### YOUR INSTRUCTIONS
Leave out the pictures and transcribe everything else exactly.

### GIVEN DATA
○ ○ ○

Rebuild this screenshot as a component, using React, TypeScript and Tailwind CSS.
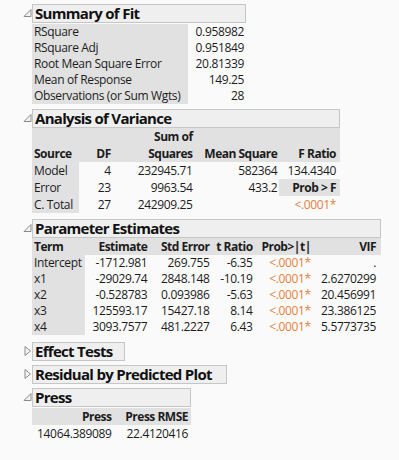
import React from 'react';

const font = { fontFamily: '"Open Sans", "Noto Sans", sans-serif' };

const OpenIcon = () => (
  <svg width="10" height="10" viewBox="0 0 10 10" className="mt-[4px] ml-[3px]">
    <polygon points="9,1.5 9,8.5 2,8.5" fill="#f4f4f4" stroke="#8a8a8a" strokeWidth="1" />
  </svg>
);

const ClosedIcon = () => (
  <svg width="10" height="12" viewBox="0 0 10 12" className="mt-[3px] ml-[3px]">
    <polygon points="3,1.5 8.5,6 3,10.5" fill="#f4f4f4" stroke="#8a8a8a" strokeWidth="1" />
  </svg>
);

const Node = ({
  title, open, width, className, children
}: {
  title: string,
  open?: boolean,
  width: string,
  className?: string,
  children?: React.ReactNode
}) => (
  <div className={`flex items-start ${className ?? ''}`}>
    <div className="w-[13px] shrink-0">{open ? <OpenIcon /> : <ClosedIcon />}</div>
    <div className="flex flex-col">
      <div className={`${width} h-[19px] border border-[#c6c6c6] bg-[#efefef] pl-[2px] text-[15px] font-bold leading-[17px] tracking-[-0.7px] text-[#111] whitespace-nowrap`}>
        {title}
      </div>
      {children}
    </div>
  </div>
);

const P = ({ v }: { v: string }) => <span className="text-[#e0823d]">{v}</span>;

export default function App() {
  const summary = [
    ['RSquare', '0.958982'],
    ['RSquare Adj', '0.951849'],
    ['Root Mean Square Error', '20.81339'],
    ['Mean of Response', '149.25'],
    ['Observations (or Sum Wgts)', '28'],
  ];

  const anova = [
    ['Model', '4', '232945.71', '582364', '134.4340'],
    ['Error', '23', '9963.54', '433.2', ''],
    ['C. Total', '27', '242909.25', '', ''],
  ];

  const params = [
    ['Intercept', '-1712.981', '269.755', '-6.35', '.'],
    ['x1', '-29029.74', '2848.148', '-10.19', '2.6270299'],
    ['x2', '-0.528783', '0.093986', '-5.63', '20.456991'],
    ['x3', '125593.17', '15427.18', '8.14', '23.386125'],
    ['x4', '3093.7577', '481.2227', '6.43', '5.5773735'],
  ];

  return (
    <div className="min-h-screen bg-[#fafafa] pt-[4px] pl-[19px] text-[12px] tracking-[-0.35px] text-[#1c1c1c]" style={font}>
      <Node title="Summary of Fit" open width="w-[214px]" className="mb-[5px]">
        <table className="mt-[1px] border-collapse leading-[16px]">
          <tbody>
            {summary.map(([k, v]) => (
              <tr key={k}>
                <td className="w-[153px] bg-[#e1e1e1] pl-[2px] p-0 whitespace-nowrap">{k}</td>
                <td className="w-[57px] pr-[2px] text-right">{v}</td>
              </tr>
            ))}
          </tbody>
        </table>
      </Node>

      <Node title="Analysis of Variance" open width="w-[308px]" className="mb-[6px]">
        <table className="table-fixed border-collapse">
          <thead className="bg-[#e1e1e1] font-bold leading-[17px] tracking-[-0.5px]">
            <tr>
              <th className="w-[47px]"></th>
              <th className="w-[33px]"></th>
              <th className="w-[81px] pr-[2px] text-right">Sum of</th>
              <th className="w-[84px]"></th>
              <th className="w-[60px]"></th>
            </tr>
            <tr>
              <th className="pl-[2px] text-left">Source</th>
              <th className="pr-[2px] text-right">DF</th>
              <th className="pr-[2px] text-right">Squares</th>
              <th className="pr-[2px] text-right whitespace-nowrap">Mean Square</th>
              <th className="pr-[4px] text-right whitespace-nowrap">F Ratio</th>
            </tr>
          </thead>
          <tbody className="leading-[17px]">
            {anova.map((r, i) => (
              <tr key={r[0]}>
                <td className="bg-[#e1e1e1] pl-[2px] whitespace-nowrap">{r[0]}</td>
                <td className="pr-[2px] text-right">{r[1]}</td>
                <td className="pr-[2px] text-right">{r[2]}</td>
                <td className="pr-[2px] text-right">{r[3]}</td>
                <td className={`pr-[4px] text-right whitespace-nowrap ${i === 1 ? 'bg-[#e1e1e1] font-bold tracking-[-0.5px]' : ''}`}>
                  {i === 0 && r[4]}
                  {i === 1 && 'Prob > F'}
                  {i === 2 && <P v="<.0001*" />}
                </td>
              </tr>
            ))}
          </tbody>
        </table>
      </Node>

      <Node title="Parameter Estimates" open width="w-[349px]" className="mb-[7px]">
        <table className="table-fixed border-collapse">
          <thead className="bg-[#e1e1e1] font-bold leading-[17px] tracking-[-0.5px]">
            <tr>
              <th className="w-[53px] pl-[2px] text-left">Term</th>
              <th className="w-[64px] pr-[2px] text-right">Estimate</th>
              <th className="w-[62px] pr-[2px] text-right whitespace-nowrap">Std Error</th>
              <th className="w-[43px] pr-[2px] text-right whitespace-nowrap">t Ratio</th>
              <th className="w-[58px] pr-[2px] text-right whitespace-nowrap">Prob&gt;|t|</th>
              <th className="w-[68px] pr-[5px] text-right">VIF</th>
            </tr>
          </thead>
          <tbody className="leading-[16px]">
            {params.map((r) => (
              <tr key={r[0]}>
                <td className="bg-[#e1e1e1] pl-[2px]">{r[0]}</td>
                <td className="pr-[2px] text-right">{r[1]}</td>
                <td className="pr-[2px] text-right">{r[2]}</td>
                <td className="pr-[2px] text-right">{r[3]}</td>
                <td className="pr-[2px] text-right"><P v="<.0001*" /></td>
                <td className="pr-[5px] text-right">{r[4]}</td>
              </tr>
            ))}
          </tbody>
        </table>
      </Node>

      <Node title="Effect Tests" width="w-[93px]" className="mb-[4px]" />
      <Node title="Residual by Predicted Plot" width="w-[195px]" className="mb-[4px]" />

      <Node title="Press" open width="w-[159px]">
        <table className="mt-[1px] table-fixed border-collapse">
          <thead className="bg-[#e1e1e1] font-bold leading-[17px] tracking-[-0.5px]">
            <tr>
              <th className="w-[80px] pr-[2px] text-right">Press</th>
              <th className="w-[76px] pr-[3px] text-right whitespace-nowrap">Press RMSE</th>
            </tr>
          </thead>
          <tbody className="leading-[17px]">
            <tr>
              <td className="pr-[2px] text-right">14064.389089</td>
              <td className="pr-[3px] text-right">22.4120416</td>
            </tr>
          </tbody>
        </table>
      </Node>
    </div>
  );
}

○ ○ ○

### RESPONSE FOR THIS EXERCISE
Rebuild this screenshot as a component, using React, TypeScript and Tailwind CSS.
import React from 'react';

const font = { fontFamily: '"Open Sans", "Noto Sans", sans-serif' };

const OpenIcon = () => (
  <svg width="10" height="10" viewBox="0 0 10 10" className="mt-[4px] ml-[3px]">
    <polygon points="9,1.5 9,8.5 2,8.5" fill="#f4f4f4" stroke="#8a8a8a" strokeWidth="1" />
  </svg>
);

const ClosedIcon = () => (
  <svg width="10" height="12" viewBox="0 0 10 12" className="mt-[3px] ml-[3px]">
    <polygon points="3,1.5 8.5,6 3,10.5" fill="#f4f4f4" stroke="#8a8a8a" strokeWidth="1" />
  </svg>
);

const Node = ({
  title, open, width, className, children
}: {
  title: string,
  open?: boolean,
  width: string,
  className?: string,
  children?: React.ReactNode
}) => (
  <div className={`flex items-start ${className ?? ''}`}>
    <div className="w-[13px] shrink-0">{open ? <OpenIcon /> : <ClosedIcon />}</div>
    <div className="flex flex-col">
      <div className={`${width} h-[19px] border border-[#c6c6c6] bg-[#efefef] pl-[2px] text-[15px] font-bold leading-[17px] tracking-[-0.7px] text-[#111] whitespace-nowrap`}>
        {title}
      </div>
      {children}
    </div>
  </div>
);

const P = ({ v }: { v: string }) => <span className="text-[#e0823d]">{v}</span>;

export default function App() {
  const summary = [
    ['RSquare', '0.958982'],
    ['RSquare Adj', '0.951849'],
    ['Root Mean Square Error', '20.81339'],
    ['Mean of Response', '149.25'],
    ['Observations (or Sum Wgts)', '28'],
  ];

  const anova = [
    ['Model', '4', '232945.71', '582364', '134.4340'],
    ['Error', '23', '9963.54', '433.2', ''],
    ['C. Total', '27', '242909.25', '', ''],
  ];

  const params = [
    ['Intercept', '-1712.981', '269.755', '-6.35', '.'],
    ['x1', '-29029.74', '2848.148', '-10.19', '2.6270299'],
    ['x2', '-0.528783', '0.093986', '-5.63', '20.456991'],
    ['x3', '125593.17', '15427.18', '8.14', '23.386125'],
    ['x4', '3093.7577', '481.2227', '6.43', '5.5773735'],
  ];

  return (
    <div className="min-h-screen bg-[#fafafa] pt-[4px] pl-[19px] text-[12px] tracking-[-0.35px] text-[#1c1c1c]" style={font}>
      <Node title="Summary of Fit" open width="w-[214px]" className="mb-[5px]">
        <table className="mt-[1px] border-collapse leading-[16px]">
          <tbody>
            {summary.map(([k, v]) => (
              <tr key={k}>
                <td className="w-[153px] bg-[#e1e1e1] pl-[2px] p-0 whitespace-nowrap">{k}</td>
                <td className="w-[57px] pr-[2px] text-right">{v}</td>
              </tr>
            ))}
          </tbody>
        </table>
      </Node>

      <Node title="Analysis of Variance" open width="w-[308px]" className="mb-[6px]">
        <table className="table-fixed border-collapse">
          <thead className="bg-[#e1e1e1] font-bold leading-[17px] tracking-[-0.5px]">
            <tr>
              <th className="w-[47px]"></th>
              <th className="w-[33px]"></th>
              <th className="w-[81px] pr-[2px] text-right">Sum of</th>
              <th className="w-[84px]"></th>
              <th className="w-[60px]"></th>
            </tr>
            <tr>
              <th className="pl-[2px] text-left">Source</th>
              <th className="pr-[2px] text-right">DF</th>
              <th className="pr-[2px] text-right">Squares</th>
              <th className="pr-[2px] text-right whitespace-nowrap">Mean Square</th>
              <th className="pr-[4px] text-right whitespace-nowrap">F Ratio</th>
            </tr>
          </thead>
          <tbody className="leading-[17px]">
            {anova.map((r, i) => (
              <tr key={r[0]}>
                <td className="bg-[#e1e1e1] pl-[2px] whitespace-nowrap">{r[0]}</td>
                <td className="pr-[2px] text-right">{r[1]}</td>
                <td className="pr-[2px] text-right">{r[2]}</td>
                <td className="pr-[2px] text-right">{r[3]}</td>
                <td className={`pr-[4px] text-right whitespace-nowrap ${i === 1 ? 'bg-[#e1e1e1] font-bold tracking-[-0.5px]' : ''}`}>
                  {i === 0 && r[4]}
                  {i === 1 && 'Prob > F'}
                  {i === 2 && <P v="<.0001*" />}
                </td>
              </tr>
            ))}
          </tbody>
        </table>
      </Node>

      <Node title="Parameter Estimates" open width="w-[349px]" className="mb-[7px]">
        <table className="table-fixed border-collapse">
          <thead className="bg-[#e1e1e1] font-bold leading-[17px] tracking-[-0.5px]">
            <tr>
              <th className="w-[53px] pl-[2px] text-left">Term</th>
              <th className="w-[64px] pr-[2px] text-right">Estimate</th>
              <th className="w-[62px] pr-[2px] text-right whitespace-nowrap">Std Error</th>
              <th className="w-[43px] pr-[2px] text-right whitespace-nowrap">t Ratio</th>
              <th className="w-[58px] pr-[2px] text-right whitespace-nowrap">Prob&gt;|t|</th>
              <th className="w-[68px] pr-[5px] text-right">VIF</th>
            </tr>
          </thead>
          <tbody className="leading-[16px]">
            {params.map((r) => (
              <tr key={r[0]}>
                <td className="bg-[#e1e1e1] pl-[2px]">{r[0]}</td>
                <td className="pr-[2px] text-right">{r[1]}</td>
                <td className="pr-[2px] text-right">{r[2]}</td>
                <td className="pr-[2px] text-right">{r[3]}</td>
                <td className="pr-[2px] text-right"><P v="<.0001*" /></td>
                <td className="pr-[5px] text-right">{r[4]}</td>
              </tr>
            ))}
          </tbody>
        </table>
      </Node>

      <Node title="Effect Tests" width="w-[93px]" className="mb-[4px]" />
      <Node title="Residual by Predicted Plot" width="w-[195px]" className="mb-[4px]" />

      <Node title="Press" open width="w-[159px]">
        <table className="mt-[1px] table-fixed border-collapse">
          <thead className="bg-[#e1e1e1] font-bold leading-[17px] tracking-[-0.5px]">
            <tr>
              <th className="w-[80px] pr-[2px] text-right">Press</th>
              <th className="w-[76px] pr-[3px] text-right whitespace-nowrap">Press RMSE</th>
            </tr>
          </thead>
          <tbody className="leading-[17px]">
            <tr>
              <td className="pr-[2px] text-right">14064.389089</td>
              <td className="pr-[3px] text-right">22.4120416</td>
            </tr>
          </tbody>
        </table>
      </Node>
    </div>
  );
}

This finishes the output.